Enfin la critique a le devoir de louer ou de blâmer avec impartialité. Ce devoir est si malaisé à remplir envers de simples particuliers qu’elle est obligée d’appeler à son secours tout l’art des nuances et des sous-entendus pour se tirer avec honneur de l’examen des œuvres contemporaines. Après la quadrature du cercle et le mouvement perpétuel, le problème le plus difficile est celui de connaître du monde et d’exercer en même temps la fonction de critique avec indépendance. De notre temps, un juge éminent des œuvres littéraires n’a peut-être dû qu’à son isolement absolu l’inflexible liberté de plume qui a fait sa grande originalité. Que sera-ce donc quand il s’agira de personnes royales? Louez avec bonhomie, sans tenir compte d’un public frondeur, vous n’êtes qu’un courtisan; louez avec précaution et de manière à ne pas déplaire à la galerie, vous voulez excuser vos louanges, vous prenez la voie la plus sûre pour blesser; critiquez librement, vous répondez mal à la gracieuseté qui comble les distances et efface la différence des rangs dans la pratique de l’égalité intellectuelle.
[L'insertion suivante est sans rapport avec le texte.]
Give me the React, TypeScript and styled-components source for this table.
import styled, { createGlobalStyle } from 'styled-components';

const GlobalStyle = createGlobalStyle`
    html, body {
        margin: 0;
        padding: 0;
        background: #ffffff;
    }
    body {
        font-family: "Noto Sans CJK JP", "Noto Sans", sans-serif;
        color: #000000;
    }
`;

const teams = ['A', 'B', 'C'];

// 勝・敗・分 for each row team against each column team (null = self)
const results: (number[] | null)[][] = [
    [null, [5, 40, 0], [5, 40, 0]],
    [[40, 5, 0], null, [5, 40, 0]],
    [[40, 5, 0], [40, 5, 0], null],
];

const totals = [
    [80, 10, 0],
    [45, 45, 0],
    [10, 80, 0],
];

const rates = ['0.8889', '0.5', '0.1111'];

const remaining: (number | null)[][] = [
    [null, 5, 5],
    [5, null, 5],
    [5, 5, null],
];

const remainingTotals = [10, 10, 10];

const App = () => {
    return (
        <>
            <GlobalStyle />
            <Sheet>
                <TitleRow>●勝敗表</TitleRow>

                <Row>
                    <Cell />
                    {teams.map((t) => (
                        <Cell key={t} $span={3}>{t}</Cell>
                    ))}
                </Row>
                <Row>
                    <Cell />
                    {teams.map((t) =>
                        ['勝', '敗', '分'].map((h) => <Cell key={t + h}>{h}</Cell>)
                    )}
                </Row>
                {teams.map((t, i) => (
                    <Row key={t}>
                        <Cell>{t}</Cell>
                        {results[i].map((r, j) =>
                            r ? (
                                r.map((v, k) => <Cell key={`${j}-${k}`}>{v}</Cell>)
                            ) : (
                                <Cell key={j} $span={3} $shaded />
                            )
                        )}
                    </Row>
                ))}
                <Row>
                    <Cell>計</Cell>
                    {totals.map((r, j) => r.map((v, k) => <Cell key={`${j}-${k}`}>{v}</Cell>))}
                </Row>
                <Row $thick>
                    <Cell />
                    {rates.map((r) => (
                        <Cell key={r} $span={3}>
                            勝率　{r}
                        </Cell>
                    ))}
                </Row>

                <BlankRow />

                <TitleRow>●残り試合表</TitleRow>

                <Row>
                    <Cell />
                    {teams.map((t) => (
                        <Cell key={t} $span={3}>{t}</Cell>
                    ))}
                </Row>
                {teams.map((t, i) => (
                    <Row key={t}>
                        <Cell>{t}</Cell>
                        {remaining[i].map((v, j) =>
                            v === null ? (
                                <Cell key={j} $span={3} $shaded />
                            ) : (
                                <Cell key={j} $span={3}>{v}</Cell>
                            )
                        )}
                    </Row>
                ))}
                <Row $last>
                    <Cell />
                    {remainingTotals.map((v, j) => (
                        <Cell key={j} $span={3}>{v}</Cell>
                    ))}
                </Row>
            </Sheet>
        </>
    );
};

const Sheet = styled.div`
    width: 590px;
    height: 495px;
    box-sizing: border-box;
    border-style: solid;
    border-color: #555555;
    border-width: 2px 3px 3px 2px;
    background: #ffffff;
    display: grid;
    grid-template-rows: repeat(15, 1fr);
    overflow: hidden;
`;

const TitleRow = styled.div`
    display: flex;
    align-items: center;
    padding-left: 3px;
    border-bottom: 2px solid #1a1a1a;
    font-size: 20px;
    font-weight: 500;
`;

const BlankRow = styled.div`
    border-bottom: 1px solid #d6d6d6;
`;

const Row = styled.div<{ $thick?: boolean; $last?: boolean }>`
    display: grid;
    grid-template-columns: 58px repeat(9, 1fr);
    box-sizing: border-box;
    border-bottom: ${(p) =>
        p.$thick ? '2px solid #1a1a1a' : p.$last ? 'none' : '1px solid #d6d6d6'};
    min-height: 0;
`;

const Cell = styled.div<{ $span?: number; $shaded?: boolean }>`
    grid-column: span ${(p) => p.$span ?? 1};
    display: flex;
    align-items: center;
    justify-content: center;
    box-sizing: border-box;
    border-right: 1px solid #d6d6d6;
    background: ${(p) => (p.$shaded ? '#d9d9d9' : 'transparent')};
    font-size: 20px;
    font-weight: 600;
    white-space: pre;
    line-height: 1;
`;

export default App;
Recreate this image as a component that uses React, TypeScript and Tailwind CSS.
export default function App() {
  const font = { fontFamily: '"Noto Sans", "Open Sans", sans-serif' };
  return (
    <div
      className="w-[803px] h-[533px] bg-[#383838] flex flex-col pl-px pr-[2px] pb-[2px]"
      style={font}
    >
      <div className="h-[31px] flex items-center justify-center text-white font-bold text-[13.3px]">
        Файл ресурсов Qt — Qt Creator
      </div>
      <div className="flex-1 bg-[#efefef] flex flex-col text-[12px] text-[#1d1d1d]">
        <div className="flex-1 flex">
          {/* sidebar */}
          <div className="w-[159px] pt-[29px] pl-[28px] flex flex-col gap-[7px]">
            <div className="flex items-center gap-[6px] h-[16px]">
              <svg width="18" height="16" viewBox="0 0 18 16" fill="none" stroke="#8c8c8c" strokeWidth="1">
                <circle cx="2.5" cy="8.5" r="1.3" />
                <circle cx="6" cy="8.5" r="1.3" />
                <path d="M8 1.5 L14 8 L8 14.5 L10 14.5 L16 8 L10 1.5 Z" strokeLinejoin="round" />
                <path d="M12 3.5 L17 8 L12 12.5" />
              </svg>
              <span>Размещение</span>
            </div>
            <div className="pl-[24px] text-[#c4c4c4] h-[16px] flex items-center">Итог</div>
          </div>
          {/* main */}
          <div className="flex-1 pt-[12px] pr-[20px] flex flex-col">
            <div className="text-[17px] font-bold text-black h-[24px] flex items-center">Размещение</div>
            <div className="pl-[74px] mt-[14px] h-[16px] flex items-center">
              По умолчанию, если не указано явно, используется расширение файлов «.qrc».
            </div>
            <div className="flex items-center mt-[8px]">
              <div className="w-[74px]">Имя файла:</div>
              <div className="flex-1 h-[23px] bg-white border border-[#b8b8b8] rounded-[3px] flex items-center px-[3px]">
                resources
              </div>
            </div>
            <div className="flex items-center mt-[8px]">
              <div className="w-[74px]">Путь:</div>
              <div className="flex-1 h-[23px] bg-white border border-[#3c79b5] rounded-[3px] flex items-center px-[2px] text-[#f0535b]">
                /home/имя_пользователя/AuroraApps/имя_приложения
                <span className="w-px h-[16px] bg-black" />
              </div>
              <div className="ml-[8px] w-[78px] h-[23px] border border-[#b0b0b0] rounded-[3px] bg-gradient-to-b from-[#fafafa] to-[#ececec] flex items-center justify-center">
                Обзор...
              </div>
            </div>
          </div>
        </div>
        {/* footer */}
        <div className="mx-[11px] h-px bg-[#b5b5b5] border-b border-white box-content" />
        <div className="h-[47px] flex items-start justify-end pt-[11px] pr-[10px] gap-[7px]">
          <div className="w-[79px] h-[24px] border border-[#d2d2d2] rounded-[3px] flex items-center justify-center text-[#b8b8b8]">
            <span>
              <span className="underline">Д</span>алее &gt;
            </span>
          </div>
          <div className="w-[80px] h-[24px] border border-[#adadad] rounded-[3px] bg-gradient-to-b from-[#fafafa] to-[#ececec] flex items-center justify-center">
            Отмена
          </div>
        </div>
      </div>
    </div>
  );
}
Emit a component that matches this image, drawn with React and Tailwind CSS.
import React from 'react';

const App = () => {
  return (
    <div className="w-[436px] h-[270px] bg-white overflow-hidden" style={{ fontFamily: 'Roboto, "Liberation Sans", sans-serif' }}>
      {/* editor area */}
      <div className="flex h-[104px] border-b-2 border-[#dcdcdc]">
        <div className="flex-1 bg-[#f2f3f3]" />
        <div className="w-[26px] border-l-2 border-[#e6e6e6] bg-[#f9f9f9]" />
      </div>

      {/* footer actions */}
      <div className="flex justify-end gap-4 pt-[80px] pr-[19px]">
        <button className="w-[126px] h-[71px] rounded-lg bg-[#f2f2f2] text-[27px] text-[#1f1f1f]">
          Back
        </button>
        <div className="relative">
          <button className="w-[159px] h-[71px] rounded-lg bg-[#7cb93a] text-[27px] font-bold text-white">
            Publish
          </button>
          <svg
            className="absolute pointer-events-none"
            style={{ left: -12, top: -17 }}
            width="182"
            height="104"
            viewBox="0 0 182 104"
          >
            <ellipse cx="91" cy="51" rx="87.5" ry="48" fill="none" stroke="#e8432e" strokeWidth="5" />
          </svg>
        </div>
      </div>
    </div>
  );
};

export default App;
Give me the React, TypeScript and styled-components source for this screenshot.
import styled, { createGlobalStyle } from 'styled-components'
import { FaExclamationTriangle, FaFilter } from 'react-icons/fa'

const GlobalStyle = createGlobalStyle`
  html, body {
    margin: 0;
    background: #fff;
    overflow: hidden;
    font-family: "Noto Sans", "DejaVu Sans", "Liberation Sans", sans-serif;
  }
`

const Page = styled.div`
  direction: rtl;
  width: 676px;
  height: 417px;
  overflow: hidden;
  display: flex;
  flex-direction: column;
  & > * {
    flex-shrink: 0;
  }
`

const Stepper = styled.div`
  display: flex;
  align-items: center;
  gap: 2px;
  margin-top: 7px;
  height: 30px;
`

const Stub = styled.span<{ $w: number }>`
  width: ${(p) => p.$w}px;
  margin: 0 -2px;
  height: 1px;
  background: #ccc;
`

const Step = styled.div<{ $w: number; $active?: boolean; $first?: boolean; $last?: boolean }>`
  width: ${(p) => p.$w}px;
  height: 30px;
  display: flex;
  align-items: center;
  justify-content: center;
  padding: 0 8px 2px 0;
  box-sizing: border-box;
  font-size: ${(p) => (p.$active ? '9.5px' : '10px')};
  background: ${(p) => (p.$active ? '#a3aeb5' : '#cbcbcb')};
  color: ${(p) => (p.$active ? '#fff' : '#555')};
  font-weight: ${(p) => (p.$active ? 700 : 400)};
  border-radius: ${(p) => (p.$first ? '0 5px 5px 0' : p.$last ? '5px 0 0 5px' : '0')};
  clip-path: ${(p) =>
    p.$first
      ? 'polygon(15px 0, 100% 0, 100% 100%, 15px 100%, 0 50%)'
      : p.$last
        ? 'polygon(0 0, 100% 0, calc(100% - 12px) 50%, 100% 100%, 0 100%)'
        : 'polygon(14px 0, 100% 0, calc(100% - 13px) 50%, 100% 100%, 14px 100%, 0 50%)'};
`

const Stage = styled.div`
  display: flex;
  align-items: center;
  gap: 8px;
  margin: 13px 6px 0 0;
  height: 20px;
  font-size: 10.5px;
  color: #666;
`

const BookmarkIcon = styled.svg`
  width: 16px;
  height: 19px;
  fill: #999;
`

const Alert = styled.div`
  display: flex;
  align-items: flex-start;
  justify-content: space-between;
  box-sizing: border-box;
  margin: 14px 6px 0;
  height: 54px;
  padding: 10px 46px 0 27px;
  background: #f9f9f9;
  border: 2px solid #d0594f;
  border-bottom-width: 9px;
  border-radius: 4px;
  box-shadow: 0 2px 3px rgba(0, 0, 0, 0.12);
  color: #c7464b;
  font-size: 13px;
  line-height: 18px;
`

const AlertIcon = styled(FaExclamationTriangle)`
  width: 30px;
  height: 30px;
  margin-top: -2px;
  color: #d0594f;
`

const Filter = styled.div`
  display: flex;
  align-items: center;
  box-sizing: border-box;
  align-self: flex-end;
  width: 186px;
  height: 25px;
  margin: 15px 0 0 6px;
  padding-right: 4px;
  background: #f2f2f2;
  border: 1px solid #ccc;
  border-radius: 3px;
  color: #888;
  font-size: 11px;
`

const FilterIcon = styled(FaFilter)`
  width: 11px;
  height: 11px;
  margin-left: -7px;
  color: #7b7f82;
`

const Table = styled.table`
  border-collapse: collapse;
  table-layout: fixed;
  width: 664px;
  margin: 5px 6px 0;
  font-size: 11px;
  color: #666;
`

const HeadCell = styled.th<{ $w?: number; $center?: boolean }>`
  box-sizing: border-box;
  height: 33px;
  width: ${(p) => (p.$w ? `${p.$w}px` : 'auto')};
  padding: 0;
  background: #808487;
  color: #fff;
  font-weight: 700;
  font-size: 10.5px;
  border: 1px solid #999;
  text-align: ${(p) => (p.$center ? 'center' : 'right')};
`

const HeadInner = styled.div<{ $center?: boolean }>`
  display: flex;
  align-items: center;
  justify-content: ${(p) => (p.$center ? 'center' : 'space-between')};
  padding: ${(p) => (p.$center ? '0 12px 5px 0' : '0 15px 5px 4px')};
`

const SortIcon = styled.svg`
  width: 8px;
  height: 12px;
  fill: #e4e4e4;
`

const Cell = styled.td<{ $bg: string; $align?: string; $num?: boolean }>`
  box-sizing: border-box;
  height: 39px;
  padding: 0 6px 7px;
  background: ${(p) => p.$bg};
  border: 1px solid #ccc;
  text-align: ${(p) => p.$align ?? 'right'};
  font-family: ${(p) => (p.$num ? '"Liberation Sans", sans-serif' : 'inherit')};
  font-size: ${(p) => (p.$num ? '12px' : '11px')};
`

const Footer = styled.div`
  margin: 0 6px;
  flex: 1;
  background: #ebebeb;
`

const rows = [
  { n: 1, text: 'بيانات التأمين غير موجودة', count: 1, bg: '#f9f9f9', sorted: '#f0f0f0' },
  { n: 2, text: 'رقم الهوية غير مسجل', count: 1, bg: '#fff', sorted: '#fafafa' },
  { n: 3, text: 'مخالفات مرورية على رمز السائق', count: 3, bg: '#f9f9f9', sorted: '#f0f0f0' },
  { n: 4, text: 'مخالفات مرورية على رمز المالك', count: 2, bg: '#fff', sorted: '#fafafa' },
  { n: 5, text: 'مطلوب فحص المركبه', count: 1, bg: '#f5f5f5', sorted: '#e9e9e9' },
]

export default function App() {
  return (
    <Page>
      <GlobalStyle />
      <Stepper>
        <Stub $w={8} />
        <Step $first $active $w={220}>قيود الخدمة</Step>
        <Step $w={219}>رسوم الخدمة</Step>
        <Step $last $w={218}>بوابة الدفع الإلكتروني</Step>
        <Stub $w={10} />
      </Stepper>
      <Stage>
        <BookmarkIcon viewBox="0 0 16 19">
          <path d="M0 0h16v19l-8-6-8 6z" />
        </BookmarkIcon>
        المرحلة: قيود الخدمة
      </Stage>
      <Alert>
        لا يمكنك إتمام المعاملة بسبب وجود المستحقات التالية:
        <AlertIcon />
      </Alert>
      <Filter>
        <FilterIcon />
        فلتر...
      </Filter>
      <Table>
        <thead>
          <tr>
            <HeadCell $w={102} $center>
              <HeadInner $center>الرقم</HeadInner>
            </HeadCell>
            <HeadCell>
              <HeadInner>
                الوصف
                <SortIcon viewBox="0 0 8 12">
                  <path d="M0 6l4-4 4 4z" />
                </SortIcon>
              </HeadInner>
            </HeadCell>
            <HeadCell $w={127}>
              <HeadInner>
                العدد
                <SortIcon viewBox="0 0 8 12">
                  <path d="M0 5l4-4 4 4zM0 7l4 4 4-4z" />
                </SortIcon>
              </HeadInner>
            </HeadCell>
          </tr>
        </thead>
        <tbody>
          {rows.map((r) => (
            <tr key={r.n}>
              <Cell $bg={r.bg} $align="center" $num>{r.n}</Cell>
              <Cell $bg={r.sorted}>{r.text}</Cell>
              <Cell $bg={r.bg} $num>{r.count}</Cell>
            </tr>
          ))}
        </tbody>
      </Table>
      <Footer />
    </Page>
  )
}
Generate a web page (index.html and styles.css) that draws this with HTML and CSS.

Est-ce à dire que la souveraineté ne peut s’accorder avec le travail littéraire, et que les constitutions permettront à tous les citoyens d’écrire leurs pensées excepté aux monarques? En aucune façon, la liberté sur le trône apporte avec elle et suppose une mesure de liberté correspondante parmi les sujets. Ce que nous voulons établir à l’occasion d’une œuvre signée d’un nom royal, c’est qu’en présence de tels livres la situation de la critique n’est plus la même, et qu’elle est d’autant plus changée que l’œuvre tient davantage de l’acte politique. En appliquant ces réflexions au dernier volume de la reine Victoria[1], nous sommes forcé de reconnaître qu’il est aussi

  1. Leaves from the Journal of our life in the Highlands (Feuilles détachées du Journal de notre vie dans les Highlands), par sa majesté la reine de la Grande-Bretagne, Londres 1868.